After a private meeting with Pope Francis, Fisker has agreed to make a modified version of its upcoming electric SUV, the Ocean, as a special one-off popemobile. It's not the Holy See's first excursion in sustainable travel, after he last year took command of two hydrogen fuel-cell powered Toyota Mirais, but it will be his first battery-electric car. You can see how happy he is about the news in the wonderfully Photoshopped image above, which was provided by Fisker itself.
Despite a 2006 request that we all stop calling it the popemobile, the car used by the Pope remains called that and has taken on many guises over the years, from a Seat Panda to a Nissan Frontier. Its distinctive, open-top look allows the Pope to be seen during visits while protecting him with bulletproof glass. Apparently, the automaker's co-founders Henrik Fisker and Dr. Geeta Gupta-Fisker presented their design for an adapted Ocean to Pope Francis during a private audience on Thursday and it's been agreed for development.

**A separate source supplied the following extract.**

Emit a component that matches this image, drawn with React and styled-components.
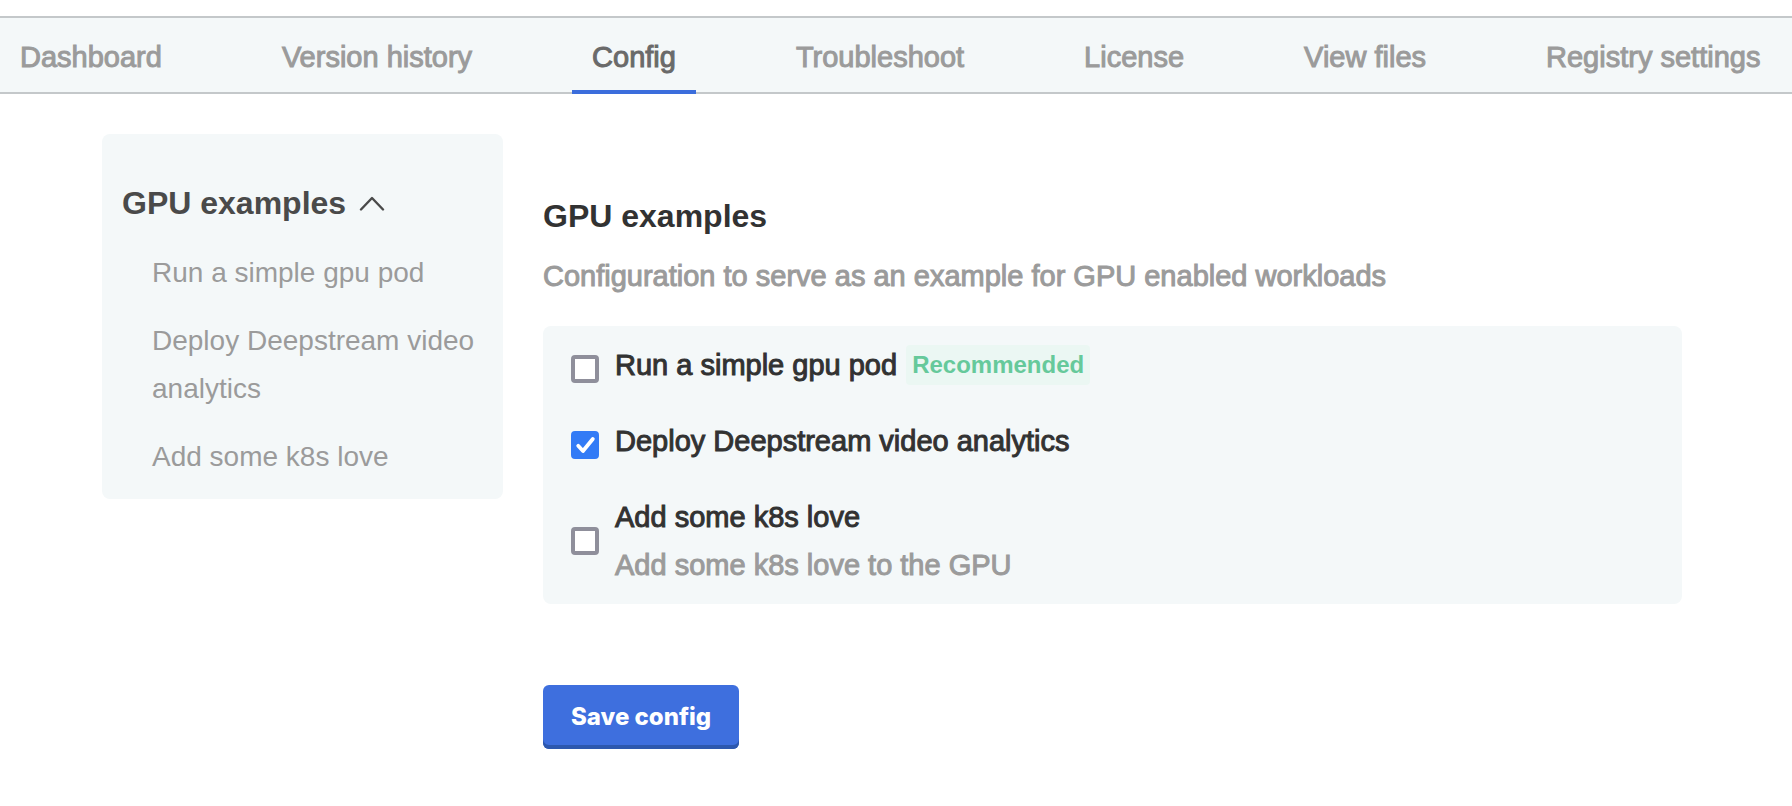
import React, { useState } from "react";
import styled, { createGlobalStyle, css } from "styled-components";

const GlobalStyle = createGlobalStyle`
  *, *::before, *::after { box-sizing: border-box; }
  body {
    margin: 0;
    background: #fff;
    color: #323232;
    font-family: "Liberation Sans", Arial, sans-serif;
    font-size: 29px;
    line-height: 48px;
  }
  h1, h2, p, ul { margin: 0; padding: 0; }
  ul { list-style: none; }
`;

/* Thickens the regular face to a medium weight. */
const medium = css`
  -webkit-text-stroke: 1px currentColor;
`;

const TabBar = styled.nav`
  display: flex;
  gap: 80px;
  height: 78px;
  margin-top: 16px;
  background: #f4f8f9;
  border-top: 2px solid #c4c8ca;
  box-shadow: inset 0 -2px #c4c8ca;
`;

const Tab = styled.a`
  ${medium}
  display: flex;
  align-items: center;
  padding: 6px 20px 0;
  border-bottom: 4px solid ${(p) => (p.$active ? "#3b6ddc" : "transparent")};
  color: ${(p) => (p.$active ? "#6a6a6a" : "#9b9b9b")};
  text-decoration: none;
  white-space: nowrap;
`;

const Page = styled.div`
  display: flex;
  align-items: flex-start;
  gap: 40px;
  padding: 40px 110px 56px 102px;
`;

const Sidebar = styled.aside`
  flex: 0 0 401px;
  padding: 45px 20px 18px;
  background: #f4f8f9;
  border-radius: 8px;
`;

const GroupToggle = styled.button`
  display: flex;
  align-items: center;
  gap: 13px;
  padding: 0;
  border: 0;
  background: none;
  color: #4a4a4a;
  font: inherit;
  font-size: 32px;
  font-weight: 700;
  cursor: pointer;
`;

const GroupList = styled.ul`
  display: flex;
  flex-direction: column;
  gap: 20px;
  margin-top: 22px;
  padding-left: 30px;
`;

const GroupLink = styled.a`
  display: block;
  color: #9b9b9b;
  font-size: 28px;
  text-decoration: none;
`;

const Main = styled.main`
  flex: 1;
  min-width: 0;
  padding-top: 58px;
`;

const Title = styled.h1`
  font-size: 32px;
  font-weight: 700;
`;

const Description = styled.p`
  ${medium}
  margin-top: 12px;
  color: #9b9b9b;
`;

const OptionCard = styled.section`
  display: flex;
  flex-direction: column;
  gap: 28px;
  margin-top: 26px;
  padding: 15px 28px;
  background: #f4f8f9;
  border-radius: 8px;
`;

const OptionRow = styled.div`
  display: flex;
  align-items: ${(p) => (p.$centered ? "center" : "flex-start")};
  gap: 16px;
`;

const Box = styled.span`
  display: grid;
  flex: none;
  margin-top: ${(p) => (p.$centered ? "0" : "14px")};
  > * { grid-area: 1 / 1; }
`;

const BoxInput = styled.input`
  appearance: none;
  width: 28px;
  height: 28px;
  margin: 0;
  border: 4px solid #8f8f9b;
  border-radius: 4px;
  background: #fff;
  cursor: pointer;
  &:checked {
    border-color: #327bf6;
    background: #327bf6;
  }
`;

const Tick = styled.svg`
  pointer-events: none;
`;

const OptionText = styled.div`
  ${medium}
`;

const OptionHint = styled.p`
  color: #9b9b9b;
`;

const Tag = styled.span`
  margin-left: 9px;
  padding: 0 6px;
  border-radius: 4px;
  background: #ebf7f3;
  color: #66c99b;
  font-size: 24px;
  font-weight: 700;
  line-height: 40px;
  -webkit-text-stroke: 0;
`;

const OptionLine = styled.div`
  display: flex;
  align-items: center;
`;

const SaveButton = styled.button`
  margin-top: 81px;
  height: 64px;
  padding: 0 28px;
  border: 0;
  border-radius: 6px;
  background: #3e6fde;
  box-shadow: inset 0 -4px #2d58ae;
  color: #fff;
  font-family: Inter, sans-serif;
  font-size: 24px;
  font-weight: 800;
  line-height: 32px;
  cursor: pointer;
`;

const tabs = [
  "Dashboard",
  "Version history",
  "Config",
  "Troubleshoot",
  "License",
  "View files",
  "Registry settings",
];

const options = [
  { id: "gpu-pod", label: "Run a simple gpu pod", tag: "Recommended" },
  { id: "deepstream", label: "Deploy Deepstream video analytics" },
  { id: "k8s-love", label: "Add some k8s love", hint: "Add some k8s love to the GPU" },
];

function Chevron({ open }) {
  return (
    <svg width="26" height="16" viewBox="0 0 26 16" fill="none" aria-hidden="true">
      <path
        d={open ? "M2 14.5 13 3 24 14.5" : "M2 3 13 14.5 24 3"}
        stroke="#4a4a4a"
        strokeWidth="2.4"
        strokeLinecap="round"
        strokeLinejoin="round"
      />
    </svg>
  );
}

function Option({ option, checked, onChange }) {
  const centered = Boolean(option.hint);
  return (
    <OptionRow $centered={centered}>
      <Box $centered={centered}>
        <BoxInput type="checkbox" id={option.id} checked={checked} onChange={onChange} />
        {checked && (
          <Tick width="28" height="28" viewBox="0 0 28 28" fill="none" aria-hidden="true">
            <path
              d="M7.2 14.8 12 20 21.8 8"
              stroke="#fff"
              strokeWidth="3.8"
              strokeLinecap="round"
              strokeLinejoin="round"
            />
          </Tick>
        )}
      </Box>
      <OptionText>
        <OptionLine>
          <label htmlFor={option.id}>{option.label}</label>
          {option.tag && <Tag>{option.tag}</Tag>}
        </OptionLine>
        {option.hint && <OptionHint>{option.hint}</OptionHint>}
      </OptionText>
    </OptionRow>
  );
}

export default function App() {
  const [open, setOpen] = useState(true);
  const [selected, setSelected] = useState({ deepstream: true });
  const toggle = (id) => setSelected((s) => ({ ...s, [id]: !s[id] }));

  return (
    <>
      <GlobalStyle />
      <TabBar>
        {tabs.map((name) => (
          <Tab key={name} href="#" $active={name === "Config"}>
            {name}
          </Tab>
        ))}
      </TabBar>
      <Page>
        <Sidebar>
          <GroupToggle type="button" aria-expanded={open} onClick={() => setOpen(!open)}>
            GPU examples
            <Chevron open={open} />
          </GroupToggle>
          {open && (
            <GroupList>
              {options.map((o) => (
                <li key={o.id}>
                  <GroupLink href={`#${o.id}`}>{o.label}</GroupLink>
                </li>
              ))}
            </GroupList>
          )}
        </Sidebar>
        <Main>
          <Title>GPU examples</Title>
          <Description>Configuration to serve as an example for GPU enabled workloads</Description>
          <OptionCard>
            {options.map((o) => (
              <Option
                key={o.id}
                option={o}
                checked={Boolean(selected[o.id])}
                onChange={() => toggle(o.id)}
              />
            ))}
          </OptionCard>
          <SaveButton type="button">Save config</SaveButton>
        </Main>
      </Page>
    </>
  );
}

While the world is yet to see a production-spec Ocean, Fisker does have substantial environmentally friendly adaptations planned to reflect the Pope's strong message about man-made climate change.
Henrik Fisker explained, "I got inspired reading that Pope Francis is very considerate about the environment and the impact of climate change for future generations."
"The interior of the Fisker Ocean papal transport will contain a variety of sustainable materials, including carpets made from recycled plastic bottles from the ocean," Fisker continued.
The cupola (that's the bit the Pope stands in) will be all glass to give the Pope maximum visibility. Pope Francis has previously gone "open air" on the basis he doesn't have much cause to worry about bulletproof glass at his age, but from the renders Fisker have supplied, it looks like this latest popemobile will be more enclosed.
Fisker says it'll deliver the car to the Vatican in 2022, with the Ocean set to start production in November that year to fulfill what it says are 16,000 existing reservations—to which the Pope can now add a very special configuration.